Tandis que là, ce blouson, il est fait en plein Paris, à 4 km de nos bureaux. Oui, 4 km.
Dans l'hypothèse où j'aurais oublié une info pour cet article, j'aurai pu descendre les escaliers, prendre le métro et poser ma question à l'atelier quelques minutes plus tard autour d'un café.
Un patron rien que pour nous
Il y a surtout des avantages concrets à faire produire en France, à côté de chez nous. Notamment la facilité d'accès à la modéliste de ce blouson : Marlène .
Le modélisme, comme dirait Anaïs, c'est un peu "l'architecture" du vêtement.
Et un patron, c'est comme un plan de bâtiment : si vous voulez une belle maison équilibrée et harmonieuse, avoir les meilleurs ouvriers du monde ne suffira pas si vous n'avez pas un architecte astucieux qui a bien pensé à tout.
Et bosser avec une modéliste, qui fait un patron rien que pour nous, plutôt qu'une simple modification de bases existantes, ça permet d'aller vraiment plus loin.
On est arrivé sur un fit vraiment satisfaisant, sans multiplier les essayages et les modifications.
Une belle coupe ajustée, mais confortable. Vous nous en direz des nouvelles !
"Tu penses vraiment qu'on peut parler de qualité "luxe" ?"
D'après toi Nicolò, on peut déclarer avoir atteint avec ce blouson une qualité similaire aux plus grandes maisons de luxe, qui font des shearlings à 3.000 ou 5.000 euros ?
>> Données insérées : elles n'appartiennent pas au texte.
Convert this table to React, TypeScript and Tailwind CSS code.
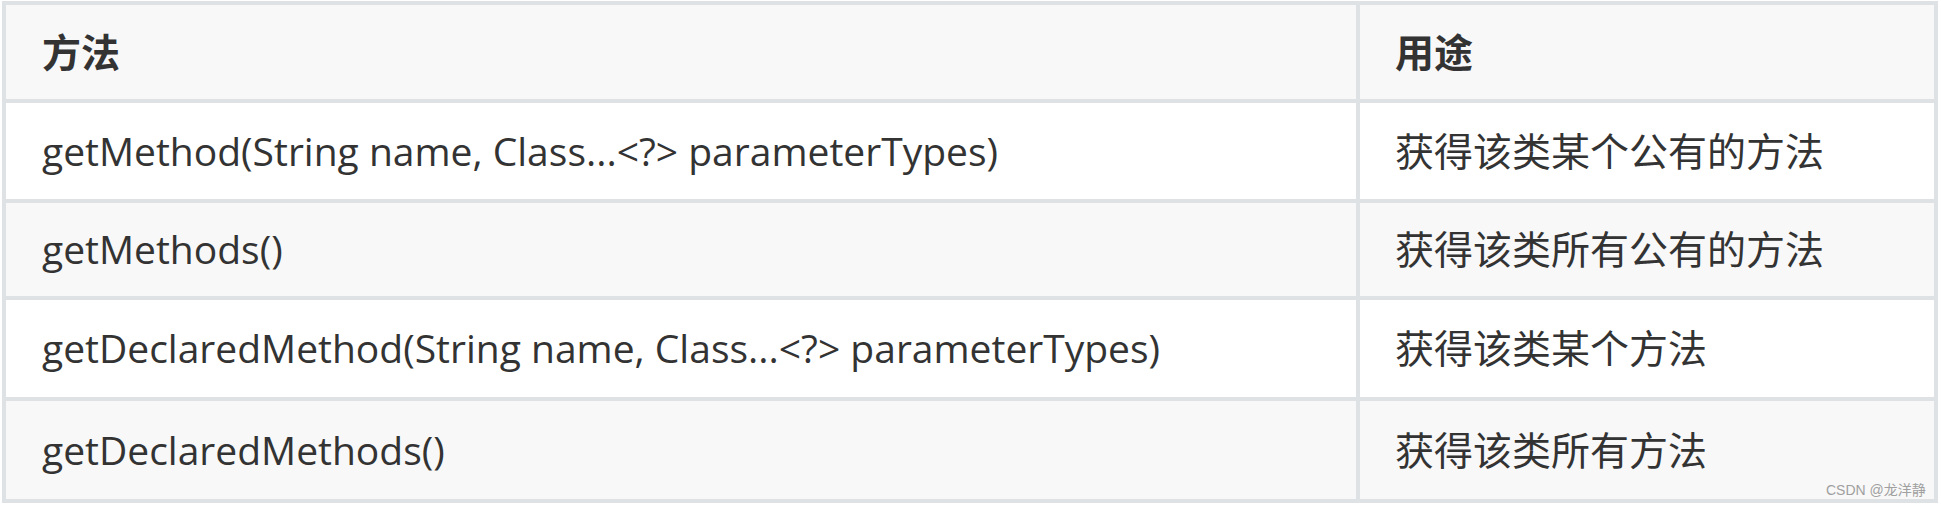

C'est la question que m'a posé Benoît, de but en blanc, à mon retour de l'atelier.
Eh bien je pense que oui.
Je n'ai vu aucune étape de fabrication qui n'ait pas été réalisée via les procédés les plus soigneux. Et quant aux peaux, tous les morceaux que j'ai vus sur notre production étaient exempts de tout défaut. Ce qui est rare sur de grands empiècements de cuir.
Enfin, c'est un blouson entièrement fait en France, sans aucun compromis.
Bref, à part proposer un design d'avant-garde un peu perché (et ce n'est pas ce que vous attendez de nous je pense), je ne vois tout simplement pas ce que nous aurions pu faire de plus.
Je conclurais donc là dessus : je suis très fier de ce qu'on a fait sur ce blouson. Et pour moi c'est un petit rêve qui se réalise, une sorte d'étape qu'on franchit encore.